Eşimin durumunda hiç bir iyileşme yoktu. Zaten durumuna kritik diyorlardı. Yanlış hatırlamıyorsam eşim vefat etmeden önceki pazar günü ben hastaneye gittiğimde nöbetçi doktora denk geldim. Eşimin durumunda bir gelişme olup olmadığını sordum. Onun zaten makinalarla çalıştığını, beyin fonksiyonlarının olmadığını, bilincinin geldiğinden beri olmadığını, bütün organlarının çalışmadığını söyledi. Ben tepki göstererek ‘O zaman siz bir şey yapmıyorsunuz’ dedim. Bana eşimin ağzında nefes alması için bulunan hortumu göstererek, ‘Bunu bir çıkarayım, bakın asıl biz yaşatıyoruz. Yurt dışına da götürseniz bu bir ölü, bizim sayemizde şu an da organları çalışıyor’ dedi. Bu süreçte eşimden idrar geliyordu, göz şişleri inmişti, kafa bandajlarını çıkarmışlardı, vücut ateşle tepki göstermişti. Ben eşimi sonraki süreçlerde çok iyi görmüştüm.
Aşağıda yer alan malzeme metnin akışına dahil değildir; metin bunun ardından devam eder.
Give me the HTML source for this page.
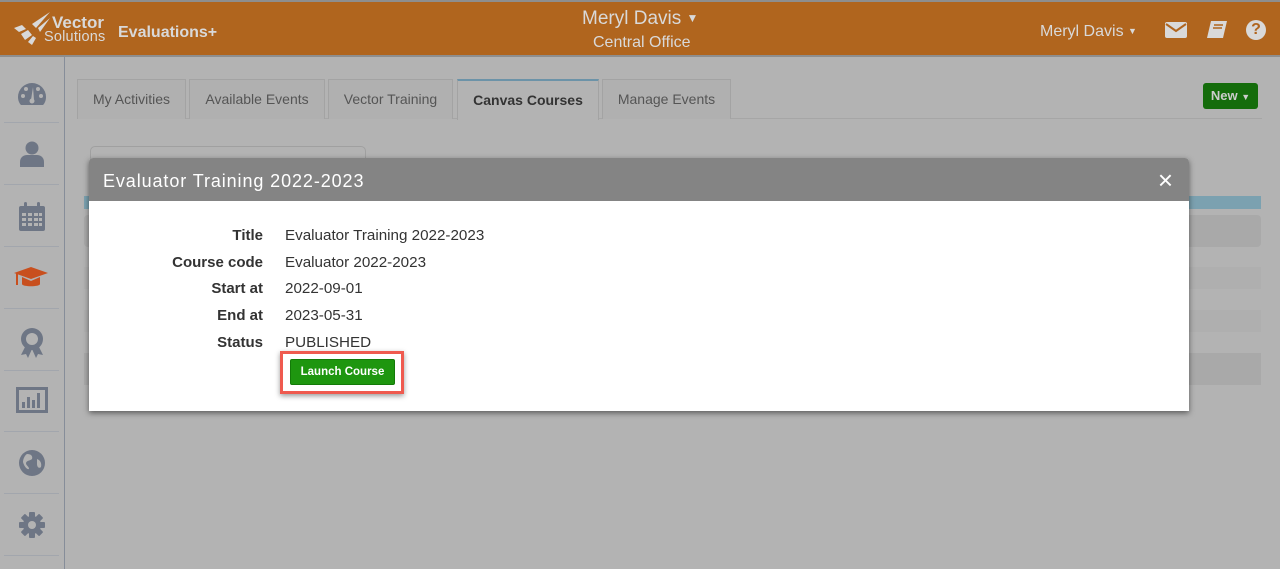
<!DOCTYPE html>
<html><head><meta charset="utf-8"><style>
*{box-sizing:border-box;margin:0;padding:0}
body{width:1280px;height:569px;overflow:hidden;background:#b3b3b3;font-family:"Liberation Sans",sans-serif;position:relative}
.hdr{position:absolute;left:0;top:0;width:1280px;height:57px;background:#b0651e;border-top:2px solid #8e8e8e;border-bottom:2px solid #8e8e8e}
.t{position:absolute;white-space:nowrap}
.side{position:absolute;left:0;top:57px;width:65px;height:512px;border-right:1px solid #868d99}
.sep{position:absolute;left:4px;width:55px;height:1px;background:#a2a6ad}
.tab{position:absolute;top:79px;height:40px;border:1px solid #a3a3a3;border-bottom:none;background:#b0b0b0;color:#555;font-size:14px;text-align:center;line-height:38px}
.modal{position:absolute;left:89px;top:158px;width:1100px;height:253px;background:#fff;box-shadow:0 2px 6px rgba(0,0,0,.5);border-radius:4px 4px 0 0}
.mh{height:43px;background:#848484;color:#fff;font-size:18px;letter-spacing:.9px;padding:13px 14px;border-radius:4px 4px 0 0}
.lb{position:absolute;left:0;width:174px;text-align:right;font-weight:bold;font-size:15px;color:#333}
.vl{position:absolute;left:196px;font-size:15.2px;color:#333}
</style></head><body>
<div class="hdr">
<svg class="t" style="left:12px;top:10px" width="40" height="36" viewBox="0 0 40 36"><g fill="#d9d9d9"><path d="M2 16l8-3 4 4-7 3z"/><path d="M9 22l7-4 4 5-7 5z"/><path d="M16 30l5-6 3 2-4 7z"/><path d="M20 12L38 0 24 16z"/><path d="M26 16L38 6 28 20z"/></g></svg>
<div class="t" style="left:52px;top:12px;color:#d9d9d9;font-size:17px;font-weight:bold;line-height:17px">Vector</div>
<div class="t" style="left:44px;top:28px;color:#d9d9d9;font-size:14.5px;line-height:14px;font-weight:300;letter-spacing:.2px">Solutions</div>
<div class="t" style="left:118px;top:22px;color:#d9d9d9;font-size:16px;font-weight:bold">Evaluations+</div>
<div class="t" style="left:582px;top:6px;color:#d9d9d9;font-size:19px">Meryl Davis <span style="font-size:12px;vertical-align:2px">▼</span></div>
<div class="t" style="left:593px;top:32px;color:#d9d9d9;font-size:16px">Central Office</div>
<div class="t" style="left:1040px;top:21px;color:#d9d9d9;font-size:16px">Meryl Davis <span style="font-size:9px;vertical-align:2px">▼</span></div>
<svg class="t" style="left:1165px;top:20px" width="22" height="16" viewBox="0 0 22 16"><rect width="22" height="16" rx="2" fill="#d9d9d9"/><path d="M1 2l10 7 10-7" stroke="#b0651e" stroke-width="2" fill="none"/></svg>
<svg class="t" style="left:1206px;top:18px" width="22" height="20" viewBox="0 0 22 20"><path d="M5 1h16l-4 17H1z" fill="#d9d9d9"/><path d="M8 5h9M7 8h9" stroke="#b0651e" stroke-width="1.5"/></svg>
<div class="t" style="left:1246px;top:18px;width:20px;height:20px;border-radius:50%;background:#d9d9d9;color:#b0651e;font-weight:bold;font-size:16px;text-align:center;line-height:20px">?</div>
</div>
<div class="side">
<svg class="t" style="left:17px;top:25px" width="30" height="24" viewBox="0 0 30 24"><path d="M15 1A14 14 0 0 0 1 15c0 3 1 6 3 8h22c2-2 3-5 3-8A14 14 0 0 0 15 1z" fill="#6e7685"/><g fill="#b3b3b3"><circle cx="6" cy="14" r="2"/><circle cx="9" cy="7" r="2"/><circle cx="21" cy="7" r="2"/><circle cx="24" cy="14" r="2"/><circle cx="15" cy="19" r="2.5"/><path d="M14 18l2-13 1 13z"/></g></svg>
<div class="sep" style="top:65px"></div>
<svg class="t" style="left:20px;top:84px" width="24" height="26" viewBox="0 0 24 26"><circle cx="12" cy="7" r="6.5" fill="#6e7685"/><path d="M0 26v-5c0-5 4-7 7-7h10c3 0 7 2 7 7v5z" fill="#6e7685"/></svg>
<div class="sep" style="top:127px"></div>
<svg class="t" style="left:18px;top:145px" width="28" height="30" viewBox="0 0 28 30"><rect x="1" y="4" width="26" height="25" rx="2" fill="#6e7685"/><g fill="#b3b3b3"><rect x="4" y="11" width="4" height="3"/><rect x="10" y="11" width="4" height="3"/><rect x="16" y="11" width="4" height="3"/><rect x="21" y="11" width="3" height="3"/><rect x="4" y="16" width="4" height="3"/><rect x="10" y="16" width="4" height="3"/><rect x="16" y="16" width="4" height="3"/><rect x="21" y="16" width="3" height="3"/><rect x="4" y="21" width="4" height="3"/><rect x="10" y="21" width="4" height="3"/><rect x="16" y="21" width="4" height="3"/><rect x="21" y="21" width="3" height="3"/></g><rect x="6" y="0" width="3" height="7" rx="1.5" fill="#6e7685"/><rect x="19" y="0" width="3" height="7" rx="1.5" fill="#6e7685"/></svg>
<div class="sep" style="top:189px"></div>
<svg class="t" style="left:14px;top:210px" width="35" height="24" viewBox="0 0 35 24"><path d="M17 0L34 6 17 12 0 6z" fill="#c84f1e"/><path d="M8 10v7c0 3 18 3 18 0v-7l-9 4z" fill="#c84f1e"/><rect x="2" y="6" width="2" height="12" fill="#c84f1e"/></svg>
<div class="sep" style="top:251px"></div>
<svg class="t" style="left:20px;top:271px" width="24" height="30" viewBox="0 0 24 30"><circle cx="12" cy="11" r="11" fill="#6e7685"/><circle cx="12" cy="11" r="6" fill="#b3b3b3"/><path d="M5 19l-4 8 5-1 2 4 4-9zM19 19l4 8-5-1-2 4-4-9z" fill="#6e7685"/></svg>
<div class="sep" style="top:313px"></div>
<svg class="t" style="left:16px;top:330px" width="32" height="26" viewBox="0 0 32 26"><rect x="1.5" y="1.5" width="29" height="23" fill="none" stroke="#6e7685" stroke-width="3"/><g fill="#6e7685"><rect x="6" y="15" width="3" height="6"/><rect x="11" y="10" width="3" height="11"/><rect x="16" y="13" width="3" height="8"/><rect x="21" y="6" width="3" height="15"/></g></svg>
<div class="sep" style="top:374px"></div>
<svg class="t" style="left:19px;top:393px" width="26" height="26" viewBox="0 0 26 26"><circle cx="13" cy="13" r="13" fill="#6e7685"/><path d="M8 4c4 0 6 2 5 5-2 2-5 1-6 4 0 3 3 3 3 6-2 1-5-3-6-7 0-3 2-7 4-8zM18 9c3 1 5 4 4 8-2 2-4 0-4-3z" fill="#b3b3b3"/></svg>
<div class="sep" style="top:436px"></div>
<svg class="t" style="left:19px;top:455px" width="26" height="26" viewBox="0 0 26 26"><g fill="#6e7685"><circle cx="13" cy="13" r="9"/><rect x="10" y="0" width="6" height="26" rx="1"/><rect x="0" y="10" width="26" height="6" rx="1"/><rect x="10" y="0" width="6" height="26" rx="1" transform="rotate(45 13 13)"/><rect x="10" y="0" width="6" height="26" rx="1" transform="rotate(-45 13 13)"/></g><circle cx="13" cy="13" r="4" fill="#b3b3b3"/></svg>
<div class="sep" style="top:498px"></div>
</div>
<div class="t" style="left:77px;top:118px;width:1185px;height:1px;background:#a6a6a6"></div>
<div class="tab" style="left:77px;width:109px">My Activities</div>
<div class="tab" style="left:189px;width:136px">Available Events</div>
<div class="tab" style="left:328px;width:125px">Vector Training</div>
<div class="tab" style="left:457px;width:142px;top:79px;height:41px;background:#b3b3b3;border-top:2px solid #6c93a8;color:#333;font-weight:bold">Canvas Courses</div>
<div class="tab" style="left:602px;width:129px">Manage Events</div>
<div class="t" style="left:1203px;top:83px;width:55px;height:26px;background:#146c0b;border-radius:3px;color:#ccc;font-weight:bold;font-size:13px;line-height:26px;text-align:center">New <span style="font-size:9px">▼</span></div>
<div class="t" style="left:90px;top:146px;width:276px;height:30px;border:1px solid #a0a0a0;border-radius:5px"></div>
<div class="t" style="left:84px;top:196px;width:1177px;height:13px;background:#7ba1b0"></div>
<div class="t" style="left:84px;top:215px;width:1177px;height:32px;background:#a9a9a9;border-radius:4px"></div>
<div class="t" style="left:84px;top:267px;width:1177px;height:22px;background:#afafaf"></div>
<div class="t" style="left:84px;top:310px;width:1177px;height:22px;background:#afafaf"></div>
<div class="t" style="left:84px;top:353px;width:1177px;height:32px;background:#a9a9a9"></div>
<div class="modal">
<div class="mh">Evaluator Training 2022-2023<span style="position:absolute;right:16px;top:9px;font-size:26px;line-height:26px;letter-spacing:0">×</span></div>
<div class="lb" style="top:69px">Title</div><div class="vl" style="top:69px">Evaluator Training 2022-2023</div>
<div class="lb" style="top:96px">Course code</div><div class="vl" style="top:96px">Evaluator 2022-2023</div>
<div class="lb" style="top:122px">Start at</div><div class="vl" style="top:122px">2022-09-01</div>
<div class="lb" style="top:149px">End at</div><div class="vl" style="top:149px">2023-05-31</div>
<div class="lb" style="top:176px">Status</div><div class="vl" style="top:176px">PUBLISHED</div>
<div style="position:absolute;left:191px;top:193px;width:124px;height:43px;border:3px solid #ef5a4f;box-shadow:0 2px 5px rgba(0,0,0,.4)"></div>
<div style="position:absolute;left:201px;top:201px;width:105px;height:26px;background:#1e960f;border:1px solid #137a08;border-radius:2px;color:#fff;font-weight:bold;font-size:11.5px;line-height:24px;text-align:center">Launch Course</div>
</div>
</body></html>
"Tedavisinde ihmal olduğunu düşünüyorum"
Eşimin tedavisinde ihmal olduğunu da düşünüyorum. Eşimi 6 gün sonunda nükleer tıp diye bir filme götürdüler. Bu ayrıntılı beyin görüntülemeye ilişkin bir filmdi. Filmden geldikten sonra bize doktorlar size açıklama yapacak dediler. Kapı açıldı. Doktor bey bize yapacak bir şey yok. Beyin ölümü gerçekleşti dedi. O durumun gecesinde eşimin ölüm haberi geldi.
"Tek gelir kaynağımız Emre'ydi"
Eşimin vefat haberini öğrendikten sonra Adli Tıp'a gönderilmesi gerektiği söylendi. Sonra Adli Tıp'tan Çevik Kuvvet eşliğinde cenazeyi teslim aldık. Olay nedeniyle karşı taraf araç sürücüsünden şikayetçiyim. Cezalandırılmasını istiyorum. Gereken neyse yapılmasını istiyorum. Bu kaza neticesinde mağdur olduk. Özel durumda olan çocuğum ve genç kızımla bir başımıza kaldık. Tek çalışan eşim Emre'ydi. Ev hanımı olduğum için farklı bir gelir kaynağım da yoktur. Çok mağdur olduk."